### Dataset extract
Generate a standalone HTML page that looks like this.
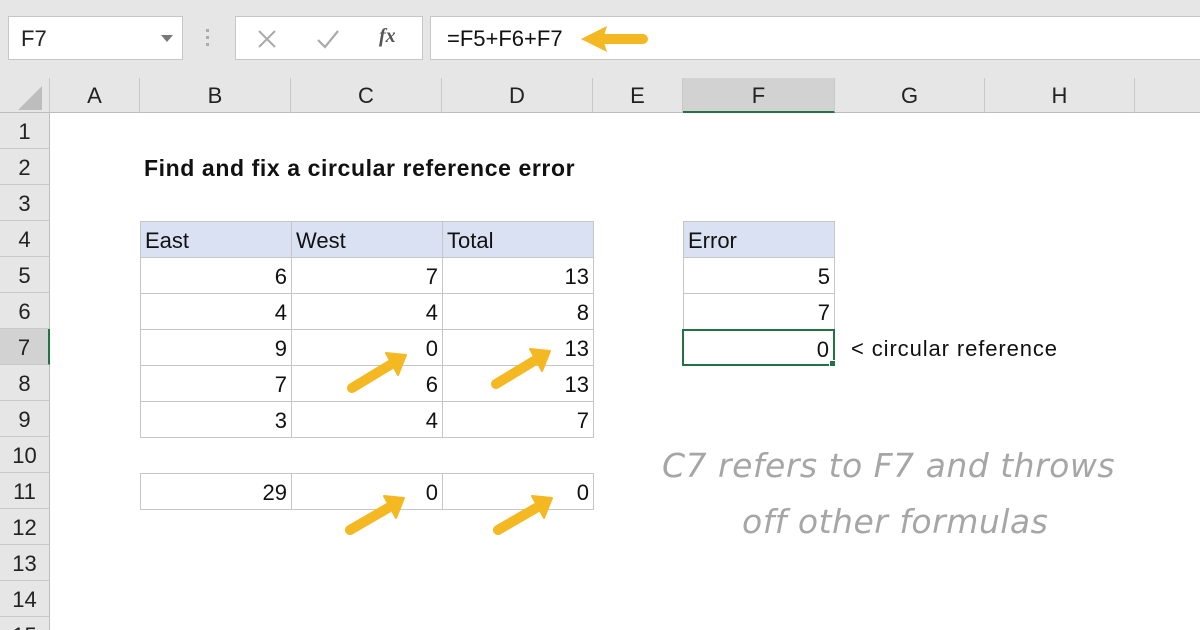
<!DOCTYPE html>
<html><head><meta charset="utf-8"><style>
*{margin:0;padding:0;box-sizing:border-box}
html,body{width:1200px;height:630px;overflow:hidden}
body{background:#fff;font-family:"Liberation Sans",Arial,sans-serif;position:relative}
.abs{position:absolute}
.tb{left:0;top:0;width:1200px;height:78px;background:#e6e6e6}
.box{background:#fff;border:1px solid #c6c6c6;position:absolute}
.ch{top:78px;height:35px;background:#e6e6e6;border-right:1px solid #c8c8c8;border-bottom:1px solid #bdbdbd;font-size:22px;color:#222;text-align:center;line-height:36px}
.rh{left:0;width:50px;height:36px;background:#e6e6e6;border-bottom:1px solid #c8c8c8;border-right:1px solid #bdbdbd;font-size:22px;color:#222;text-align:center;line-height:37px}
.c{position:absolute;height:37px;border:1px solid #c6c6c6;font-size:22px;color:#111;line-height:38px;padding:0 4px}
.r{text-align:right}
.hd{background:#d9e1f2}
</style></head><body>
<div class="abs tb"></div>
<div class="box" style="left:8px;top:16px;width:175px;height:44px"><span class="abs" style="left:12px;top:9px;font-size:22px;color:#222">F7</span><svg class="abs" style="left:152px;top:18px" width="12" height="8"><path d="M0 0L12 0L6 7Z" fill="#777"/></svg></div>
<div class="abs" style="left:206px;top:29px;width:3px;height:3px;background:#aaa;box-shadow:0 7px 0 #aaa,0 14px 0 #aaa"></div>
<div class="box" style="left:235px;top:16px;width:188px;height:44px">
<svg class="abs" style="left:20px;top:11px" width="22" height="22"><path d="M3 3L19 19M19 3L3 19" stroke="#aaa" stroke-width="2"/></svg>
<svg class="abs" style="left:80px;top:11px" width="24" height="22"><path d="M2 12L9 19L22 3" stroke="#aaa" stroke-width="2.2" fill="none"/></svg>
<span class="abs" style="left:143px;top:8px;font-family:'Liberation Serif',serif;font-style:italic;font-weight:bold;font-size:20px;color:#555">fx</span></div>
<div class="box" style="left:430px;top:16px;width:780px;height:44px"><span class="abs" style="left:16px;top:9px;font-size:22px;color:#111">=F5+F6+F7</span>
<svg class="abs" style="left:150px;top:7px" width="70" height="30"><path d="M22 15L62 15" stroke="#f4b922" stroke-width="10" stroke-linecap="round"/><path d="M0 15L26 2L22 15L26 28Z" fill="#f4b922"/></svg></div>

<div class="abs" style="left:0;top:78px;width:50px;height:35px;background:#e6e6e6;border-right:1px solid #c8c8c8;border-bottom:1px solid #bdbdbd"><svg class="abs" style="left:18px;top:8px" width="24" height="24"><path d="M24 0L24 24L0 24Z" fill="#bdbdbd"/></svg></div>
<div class="abs ch" style="left:50px;width:90px">A</div>
<div class="abs ch" style="left:140px;width:151px">B</div>
<div class="abs ch" style="left:291px;width:151px">C</div>
<div class="abs ch" style="left:442px;width:151px">D</div>
<div class="abs ch" style="left:593px;width:90px">E</div>
<div class="abs ch" style="left:683px;width:152px;background:#d2d2d2;border-bottom:2px solid #217346;">F</div>
<div class="abs ch" style="left:835px;width:150px">G</div>
<div class="abs ch" style="left:985px;width:150px">H</div>
<div class="abs ch" style="left:1135px;width:70px"></div>

<div class="abs rh" style="top:113px">1</div>
<div class="abs rh" style="top:149px">2</div>
<div class="abs rh" style="top:185px">3</div>
<div class="abs rh" style="top:221px">4</div>
<div class="abs rh" style="top:257px">5</div>
<div class="abs rh" style="top:293px">6</div>
<div class="abs rh" style="top:329px;background:#d2d2d2;border-right:2px solid #217346">7</div>
<div class="abs rh" style="top:365px">8</div>
<div class="abs rh" style="top:401px">9</div>
<div class="abs rh" style="top:437px">10</div>
<div class="abs rh" style="top:473px">11</div>
<div class="abs rh" style="top:509px">12</div>
<div class="abs rh" style="top:545px">13</div>
<div class="abs rh" style="top:581px">14</div>
<div class="abs rh" style="top:617px">15</div>

<div class="abs" style="left:144px;top:155px;font-size:23px;font-weight:bold;color:#111;letter-spacing:0.6px">Find and fix a circular reference error</div>

<div class="c hd" style="left:140px;top:221px;width:152px">East</div>
<div class="c hd" style="left:291px;top:221px;width:152px">West</div>
<div class="c hd" style="left:442px;top:221px;width:152px">Total</div>
<div class="c r" style="left:140px;top:257px;width:152px">6</div><div class="c r" style="left:291px;top:257px;width:152px">7</div><div class="c r" style="left:442px;top:257px;width:152px">13</div>
<div class="c r" style="left:140px;top:293px;width:152px">4</div><div class="c r" style="left:291px;top:293px;width:152px">4</div><div class="c r" style="left:442px;top:293px;width:152px">8</div>
<div class="c r" style="left:140px;top:329px;width:152px">9</div><div class="c r" style="left:291px;top:329px;width:152px">0</div><div class="c r" style="left:442px;top:329px;width:152px">13</div>
<div class="c r" style="left:140px;top:365px;width:152px">7</div><div class="c r" style="left:291px;top:365px;width:152px">6</div><div class="c r" style="left:442px;top:365px;width:152px">13</div>
<div class="c r" style="left:140px;top:401px;width:152px">3</div><div class="c r" style="left:291px;top:401px;width:152px">4</div><div class="c r" style="left:442px;top:401px;width:152px">7</div>
<div class="c r" style="left:140px;top:473px;width:152px">29</div><div class="c r" style="left:291px;top:473px;width:152px">0</div><div class="c r" style="left:442px;top:473px;width:152px">0</div>

<div class="c hd" style="left:683px;top:221px;width:152px">Error</div>
<div class="c r" style="left:683px;top:257px;width:152px">5</div>
<div class="c r" style="left:683px;top:293px;width:152px">7</div>
<div class="c r" style="left:682px;top:329px;width:153px;border:2px solid #217346">0</div>
<div class="abs" style="left:829px;top:360px;width:7px;height:7px;background:#217346;border:1px solid #fff"></div>
<div class="abs" style="left:851px;top:336px;font-size:22px;color:#111;letter-spacing:0.9px">&lt; circular reference</div>

<svg class="abs" style="left:0;top:0" width="1200" height="630">
<g fill="#f4b922" stroke="#f4b922" stroke-linecap="round">
<path d="M352 388L390 365" stroke-width="10"/><path d="M406 355L386 353L398 375Z" stroke-width="2" stroke-linejoin="round"/>
<path d="M496 384L534 361" stroke-width="10"/><path d="M550 351L530 349L542 371Z" stroke-width="2" stroke-linejoin="round"/>
<path d="M350 530L388 508" stroke-width="10"/><path d="M404 498L384 496L396 518Z" stroke-width="2" stroke-linejoin="round"/>
<path d="M498 530L536 508" stroke-width="10"/><path d="M552 498L532 496L544 518Z" stroke-width="2" stroke-linejoin="round"/>
</g></svg>

<div class="abs" style="left:662px;top:446px;font-size:33px;color:#a6a6a6;font-family:'DejaVu Sans',sans-serif;font-style:italic;font-weight:200;letter-spacing:0.5px">C7 refers to F7 and throws</div>
<div class="abs" style="left:742px;top:502px;font-size:33px;color:#a6a6a6;font-family:'DejaVu Sans',sans-serif;font-style:italic;font-weight:200;letter-spacing:0.5px">off other formulas</div>
</body></html>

### What you are asked to do
Copy all the lines of data exactly as they appear, dropping any images.

### Response to this exercise
Generate a standalone HTML page that looks like this.
<!DOCTYPE html>
<html><head><meta charset="utf-8"><style>
*{margin:0;padding:0;box-sizing:border-box}
html,body{width:1200px;height:630px;overflow:hidden}
body{background:#fff;font-family:"Liberation Sans",Arial,sans-serif;position:relative}
.abs{position:absolute}
.tb{left:0;top:0;width:1200px;height:78px;background:#e6e6e6}
.box{background:#fff;border:1px solid #c6c6c6;position:absolute}
.ch{top:78px;height:35px;background:#e6e6e6;border-right:1px solid #c8c8c8;border-bottom:1px solid #bdbdbd;font-size:22px;color:#222;text-align:center;line-height:36px}
.rh{left:0;width:50px;height:36px;background:#e6e6e6;border-bottom:1px solid #c8c8c8;border-right:1px solid #bdbdbd;font-size:22px;color:#222;text-align:center;line-height:37px}
.c{position:absolute;height:37px;border:1px solid #c6c6c6;font-size:22px;color:#111;line-height:38px;padding:0 4px}
.r{text-align:right}
.hd{background:#d9e1f2}
</style></head><body>
<div class="abs tb"></div>
<div class="box" style="left:8px;top:16px;width:175px;height:44px"><span class="abs" style="left:12px;top:9px;font-size:22px;color:#222">F7</span><svg class="abs" style="left:152px;top:18px" width="12" height="8"><path d="M0 0L12 0L6 7Z" fill="#777"/></svg></div>
<div class="abs" style="left:206px;top:29px;width:3px;height:3px;background:#aaa;box-shadow:0 7px 0 #aaa,0 14px 0 #aaa"></div>
<div class="box" style="left:235px;top:16px;width:188px;height:44px">
<svg class="abs" style="left:20px;top:11px" width="22" height="22"><path d="M3 3L19 19M19 3L3 19" stroke="#aaa" stroke-width="2"/></svg>
<svg class="abs" style="left:80px;top:11px" width="24" height="22"><path d="M2 12L9 19L22 3" stroke="#aaa" stroke-width="2.2" fill="none"/></svg>
<span class="abs" style="left:143px;top:8px;font-family:'Liberation Serif',serif;font-style:italic;font-weight:bold;font-size:20px;color:#555">fx</span></div>
<div class="box" style="left:430px;top:16px;width:780px;height:44px"><span class="abs" style="left:16px;top:9px;font-size:22px;color:#111">=F5+F6+F7</span>
<svg class="abs" style="left:150px;top:7px" width="70" height="30"><path d="M22 15L62 15" stroke="#f4b922" stroke-width="10" stroke-linecap="round"/><path d="M0 15L26 2L22 15L26 28Z" fill="#f4b922"/></svg></div>

<div class="abs" style="left:0;top:78px;width:50px;height:35px;background:#e6e6e6;border-right:1px solid #c8c8c8;border-bottom:1px solid #bdbdbd"><svg class="abs" style="left:18px;top:8px" width="24" height="24"><path d="M24 0L24 24L0 24Z" fill="#bdbdbd"/></svg></div>
<div class="abs ch" style="left:50px;width:90px">A</div>
<div class="abs ch" style="left:140px;width:151px">B</div>
<div class="abs ch" style="left:291px;width:151px">C</div>
<div class="abs ch" style="left:442px;width:151px">D</div>
<div class="abs ch" style="left:593px;width:90px">E</div>
<div class="abs ch" style="left:683px;width:152px;background:#d2d2d2;border-bottom:2px solid #217346;">F</div>
<div class="abs ch" style="left:835px;width:150px">G</div>
<div class="abs ch" style="left:985px;width:150px">H</div>
<div class="abs ch" style="left:1135px;width:70px"></div>

<div class="abs rh" style="top:113px">1</div>
<div class="abs rh" style="top:149px">2</div>
<div class="abs rh" style="top:185px">3</div>
<div class="abs rh" style="top:221px">4</div>
<div class="abs rh" style="top:257px">5</div>
<div class="abs rh" style="top:293px">6</div>
<div class="abs rh" style="top:329px;background:#d2d2d2;border-right:2px solid #217346">7</div>
<div class="abs rh" style="top:365px">8</div>
<div class="abs rh" style="top:401px">9</div>
<div class="abs rh" style="top:437px">10</div>
<div class="abs rh" style="top:473px">11</div>
<div class="abs rh" style="top:509px">12</div>
<div class="abs rh" style="top:545px">13</div>
<div class="abs rh" style="top:581px">14</div>
<div class="abs rh" style="top:617px">15</div>

<div class="abs" style="left:144px;top:155px;font-size:23px;font-weight:bold;color:#111;letter-spacing:0.6px">Find and fix a circular reference error</div>

<div class="c hd" style="left:140px;top:221px;width:152px">East</div>
<div class="c hd" style="left:291px;top:221px;width:152px">West</div>
<div class="c hd" style="left:442px;top:221px;width:152px">Total</div>
<div class="c r" style="left:140px;top:257px;width:152px">6</div><div class="c r" style="left:291px;top:257px;width:152px">7</div><div class="c r" style="left:442px;top:257px;width:152px">13</div>
<div class="c r" style="left:140px;top:293px;width:152px">4</div><div class="c r" style="left:291px;top:293px;width:152px">4</div><div class="c r" style="left:442px;top:293px;width:152px">8</div>
<div class="c r" style="left:140px;top:329px;width:152px">9</div><div class="c r" style="left:291px;top:329px;width:152px">0</div><div class="c r" style="left:442px;top:329px;width:152px">13</div>
<div class="c r" style="left:140px;top:365px;width:152px">7</div><div class="c r" style="left:291px;top:365px;width:152px">6</div><div class="c r" style="left:442px;top:365px;width:152px">13</div>
<div class="c r" style="left:140px;top:401px;width:152px">3</div><div class="c r" style="left:291px;top:401px;width:152px">4</div><div class="c r" style="left:442px;top:401px;width:152px">7</div>
<div class="c r" style="left:140px;top:473px;width:152px">29</div><div class="c r" style="left:291px;top:473px;width:152px">0</div><div class="c r" style="left:442px;top:473px;width:152px">0</div>

<div class="c hd" style="left:683px;top:221px;width:152px">Error</div>
<div class="c r" style="left:683px;top:257px;width:152px">5</div>
<div class="c r" style="left:683px;top:293px;width:152px">7</div>
<div class="c r" style="left:682px;top:329px;width:153px;border:2px solid #217346">0</div>
<div class="abs" style="left:829px;top:360px;width:7px;height:7px;background:#217346;border:1px solid #fff"></div>
<div class="abs" style="left:851px;top:336px;font-size:22px;color:#111;letter-spacing:0.9px">&lt; circular reference</div>

<svg class="abs" style="left:0;top:0" width="1200" height="630">
<g fill="#f4b922" stroke="#f4b922" stroke-linecap="round">
<path d="M352 388L390 365" stroke-width="10"/><path d="M406 355L386 353L398 375Z" stroke-width="2" stroke-linejoin="round"/>
<path d="M496 384L534 361" stroke-width="10"/><path d="M550 351L530 349L542 371Z" stroke-width="2" stroke-linejoin="round"/>
<path d="M350 530L388 508" stroke-width="10"/><path d="M404 498L384 496L396 518Z" stroke-width="2" stroke-linejoin="round"/>
<path d="M498 530L536 508" stroke-width="10"/><path d="M552 498L532 496L544 518Z" stroke-width="2" stroke-linejoin="round"/>
</g></svg>

<div class="abs" style="left:662px;top:446px;font-size:33px;color:#a6a6a6;font-family:'DejaVu Sans',sans-serif;font-style:italic;font-weight:200;letter-spacing:0.5px">C7 refers to F7 and throws</div>
<div class="abs" style="left:742px;top:502px;font-size:33px;color:#a6a6a6;font-family:'DejaVu Sans',sans-serif;font-style:italic;font-weight:200;letter-spacing:0.5px">off other formulas</div>
</body></html>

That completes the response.